YOUR INSTRUCTIONS
Copy each line with the word "TypeScript" in it.

Dataset rows
◇ ◇ ◇
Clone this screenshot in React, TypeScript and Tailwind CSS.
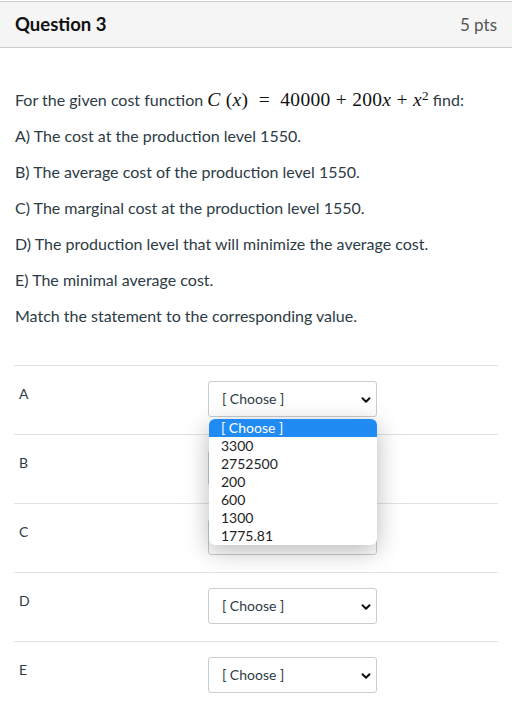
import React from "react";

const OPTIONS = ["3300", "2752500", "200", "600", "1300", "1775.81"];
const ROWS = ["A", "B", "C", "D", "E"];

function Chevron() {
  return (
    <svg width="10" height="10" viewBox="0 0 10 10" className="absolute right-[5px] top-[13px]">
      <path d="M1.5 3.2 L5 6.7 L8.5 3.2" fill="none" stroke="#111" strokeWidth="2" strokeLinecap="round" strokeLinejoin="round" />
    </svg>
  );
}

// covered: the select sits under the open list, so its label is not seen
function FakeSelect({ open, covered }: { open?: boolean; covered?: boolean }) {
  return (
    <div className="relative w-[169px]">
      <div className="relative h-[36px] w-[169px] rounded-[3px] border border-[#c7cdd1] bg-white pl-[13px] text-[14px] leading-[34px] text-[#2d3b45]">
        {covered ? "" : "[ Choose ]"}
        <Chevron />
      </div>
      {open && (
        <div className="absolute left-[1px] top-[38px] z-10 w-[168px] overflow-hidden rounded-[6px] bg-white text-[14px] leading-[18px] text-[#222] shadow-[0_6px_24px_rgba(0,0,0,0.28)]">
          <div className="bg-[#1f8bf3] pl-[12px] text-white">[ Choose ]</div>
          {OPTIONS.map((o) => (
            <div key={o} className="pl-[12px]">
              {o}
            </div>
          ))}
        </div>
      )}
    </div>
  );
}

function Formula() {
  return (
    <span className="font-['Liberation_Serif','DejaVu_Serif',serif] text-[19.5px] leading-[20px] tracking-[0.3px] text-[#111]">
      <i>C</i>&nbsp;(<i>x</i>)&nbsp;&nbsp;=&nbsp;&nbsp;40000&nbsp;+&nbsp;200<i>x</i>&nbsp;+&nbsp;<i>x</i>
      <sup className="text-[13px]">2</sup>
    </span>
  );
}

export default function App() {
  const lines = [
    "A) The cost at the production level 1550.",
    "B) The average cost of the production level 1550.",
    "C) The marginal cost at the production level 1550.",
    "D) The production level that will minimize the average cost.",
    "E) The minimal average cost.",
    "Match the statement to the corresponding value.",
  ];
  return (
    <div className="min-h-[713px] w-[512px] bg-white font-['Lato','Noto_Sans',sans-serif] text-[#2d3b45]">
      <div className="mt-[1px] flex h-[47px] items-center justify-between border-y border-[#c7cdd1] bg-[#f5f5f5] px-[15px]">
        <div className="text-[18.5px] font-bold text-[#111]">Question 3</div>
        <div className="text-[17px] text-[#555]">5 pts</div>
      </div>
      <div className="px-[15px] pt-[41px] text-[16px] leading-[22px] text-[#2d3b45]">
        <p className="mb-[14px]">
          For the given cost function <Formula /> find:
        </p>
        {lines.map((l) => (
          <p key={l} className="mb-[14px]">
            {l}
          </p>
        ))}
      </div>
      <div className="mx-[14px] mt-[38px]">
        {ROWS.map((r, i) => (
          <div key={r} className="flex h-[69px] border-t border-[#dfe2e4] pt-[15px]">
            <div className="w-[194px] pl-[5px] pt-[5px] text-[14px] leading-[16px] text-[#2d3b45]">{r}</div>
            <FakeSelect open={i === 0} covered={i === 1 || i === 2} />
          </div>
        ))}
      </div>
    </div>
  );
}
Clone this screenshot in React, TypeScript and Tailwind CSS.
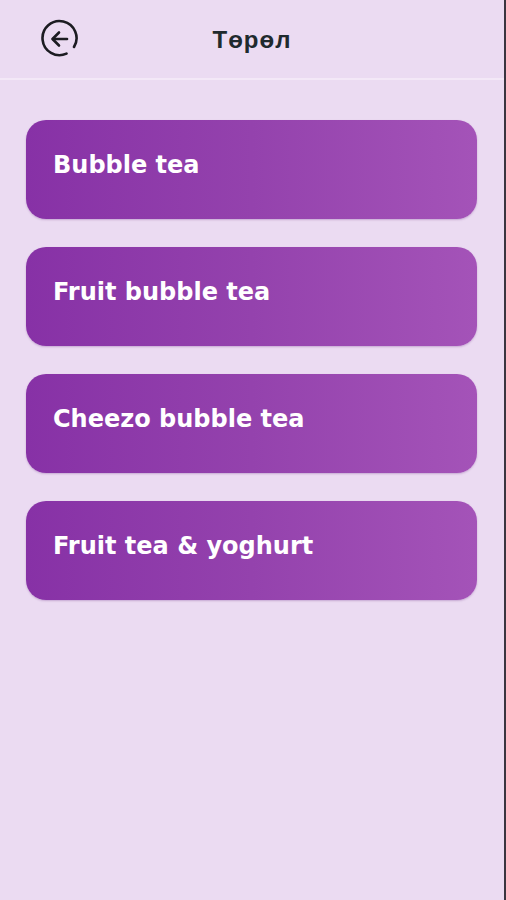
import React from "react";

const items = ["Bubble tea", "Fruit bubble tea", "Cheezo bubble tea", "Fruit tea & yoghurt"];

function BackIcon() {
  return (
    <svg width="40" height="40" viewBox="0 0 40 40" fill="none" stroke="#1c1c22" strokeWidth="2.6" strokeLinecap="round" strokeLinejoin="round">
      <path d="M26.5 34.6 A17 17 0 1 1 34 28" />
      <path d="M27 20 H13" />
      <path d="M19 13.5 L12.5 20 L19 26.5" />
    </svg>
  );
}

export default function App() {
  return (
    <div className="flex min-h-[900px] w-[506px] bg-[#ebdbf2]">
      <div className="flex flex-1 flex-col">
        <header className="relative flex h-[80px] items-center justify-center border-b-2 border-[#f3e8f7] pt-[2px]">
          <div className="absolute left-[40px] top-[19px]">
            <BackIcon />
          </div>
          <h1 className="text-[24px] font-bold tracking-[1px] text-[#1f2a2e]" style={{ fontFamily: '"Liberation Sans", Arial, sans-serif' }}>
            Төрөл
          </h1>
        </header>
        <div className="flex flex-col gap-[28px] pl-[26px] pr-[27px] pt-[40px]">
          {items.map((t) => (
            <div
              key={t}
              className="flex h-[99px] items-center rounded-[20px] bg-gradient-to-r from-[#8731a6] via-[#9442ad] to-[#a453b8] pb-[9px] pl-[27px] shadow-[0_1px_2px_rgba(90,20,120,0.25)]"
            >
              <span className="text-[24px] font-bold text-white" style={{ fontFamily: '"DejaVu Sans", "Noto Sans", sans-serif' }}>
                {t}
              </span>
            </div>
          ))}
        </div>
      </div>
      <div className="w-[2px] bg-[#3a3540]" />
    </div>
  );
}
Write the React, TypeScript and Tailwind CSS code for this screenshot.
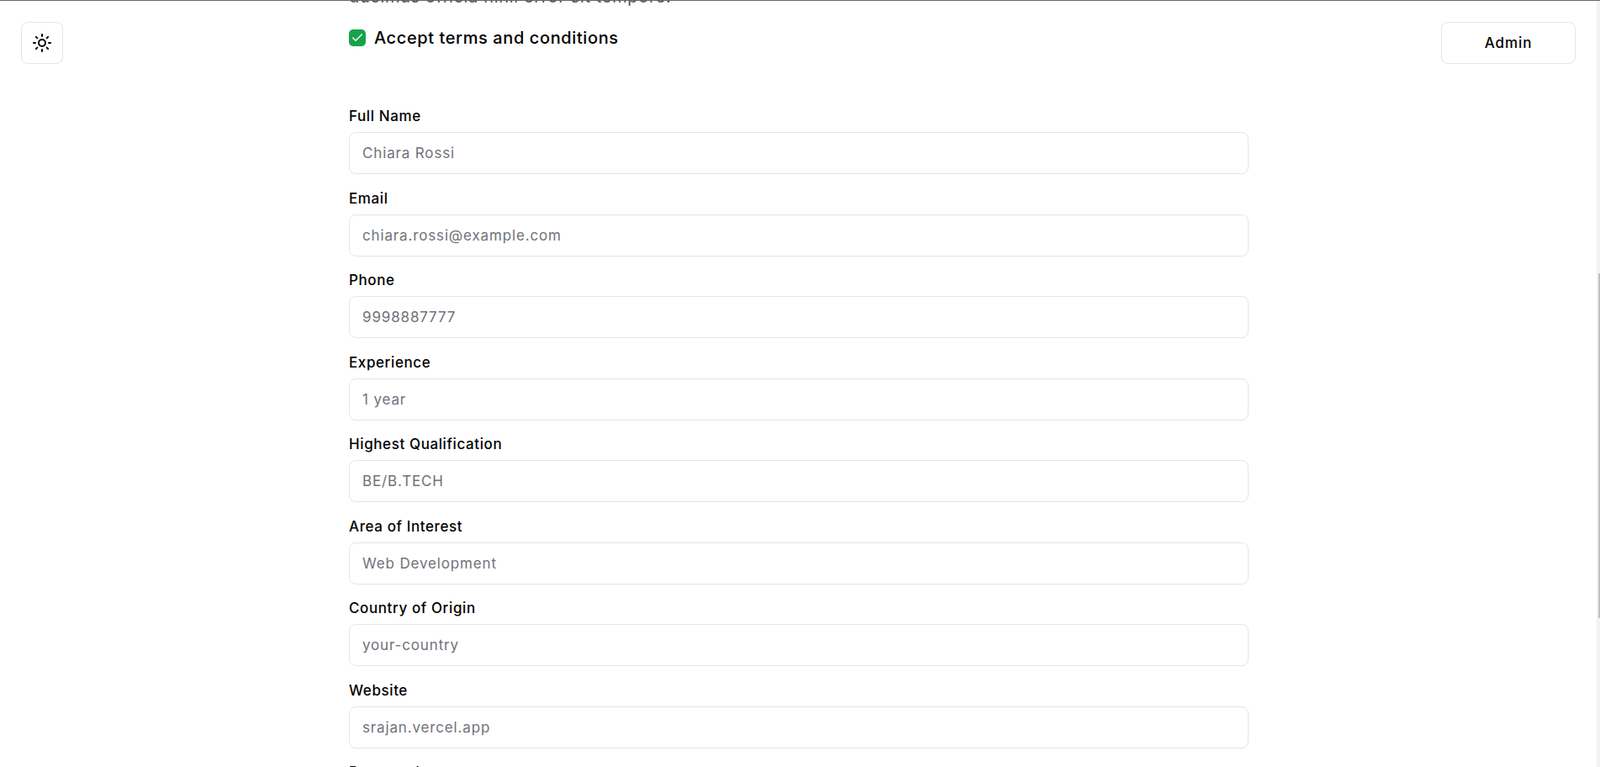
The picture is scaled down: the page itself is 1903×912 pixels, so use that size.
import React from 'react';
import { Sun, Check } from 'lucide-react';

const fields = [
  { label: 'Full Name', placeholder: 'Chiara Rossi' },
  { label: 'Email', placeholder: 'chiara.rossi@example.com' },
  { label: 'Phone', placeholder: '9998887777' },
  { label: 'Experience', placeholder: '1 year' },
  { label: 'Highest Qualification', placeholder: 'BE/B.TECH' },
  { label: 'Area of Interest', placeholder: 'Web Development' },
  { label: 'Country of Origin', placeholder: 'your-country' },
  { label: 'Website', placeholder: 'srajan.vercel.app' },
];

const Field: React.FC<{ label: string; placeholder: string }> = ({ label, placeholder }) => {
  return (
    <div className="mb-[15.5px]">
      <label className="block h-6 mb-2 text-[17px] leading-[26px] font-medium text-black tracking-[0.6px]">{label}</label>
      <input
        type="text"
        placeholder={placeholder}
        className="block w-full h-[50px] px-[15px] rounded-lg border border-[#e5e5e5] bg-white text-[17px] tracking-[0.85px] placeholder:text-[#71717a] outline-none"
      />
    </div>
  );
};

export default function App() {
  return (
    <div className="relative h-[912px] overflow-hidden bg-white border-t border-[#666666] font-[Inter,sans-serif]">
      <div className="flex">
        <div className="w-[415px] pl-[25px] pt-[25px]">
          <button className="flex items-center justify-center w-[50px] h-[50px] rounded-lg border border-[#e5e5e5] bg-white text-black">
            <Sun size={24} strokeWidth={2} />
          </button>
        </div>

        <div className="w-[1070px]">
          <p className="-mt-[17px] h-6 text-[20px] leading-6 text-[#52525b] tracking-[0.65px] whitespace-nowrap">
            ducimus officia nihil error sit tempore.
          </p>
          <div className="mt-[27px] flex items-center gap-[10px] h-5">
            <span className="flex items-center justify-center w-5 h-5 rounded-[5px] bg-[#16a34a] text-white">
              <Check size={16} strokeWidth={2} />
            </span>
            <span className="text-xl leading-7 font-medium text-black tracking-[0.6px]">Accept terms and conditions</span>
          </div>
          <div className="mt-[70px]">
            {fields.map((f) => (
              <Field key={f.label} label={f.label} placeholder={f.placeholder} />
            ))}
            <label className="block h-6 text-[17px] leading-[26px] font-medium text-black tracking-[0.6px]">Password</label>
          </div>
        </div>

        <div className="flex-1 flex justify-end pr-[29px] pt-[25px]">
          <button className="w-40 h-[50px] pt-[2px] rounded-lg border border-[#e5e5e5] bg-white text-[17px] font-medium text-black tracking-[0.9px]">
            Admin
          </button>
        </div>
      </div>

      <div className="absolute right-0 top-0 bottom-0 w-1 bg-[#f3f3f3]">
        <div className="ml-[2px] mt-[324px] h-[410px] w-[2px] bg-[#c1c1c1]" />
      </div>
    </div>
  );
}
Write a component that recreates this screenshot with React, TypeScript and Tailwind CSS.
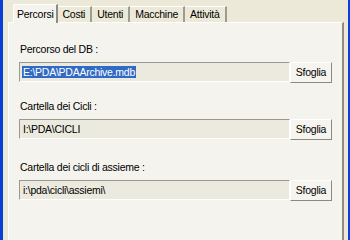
◇ ◇ ◇
RESULT BELOW
Clone this screenshot in React, TypeScript and Tailwind CSS.
Clone this screenshot in React, TypeScript and Tailwind CSS.
Write the React, TypeScript and Tailwind CSS code for this screenshot.
Write a component that recreates this screenshot with React, TypeScript and Tailwind CSS.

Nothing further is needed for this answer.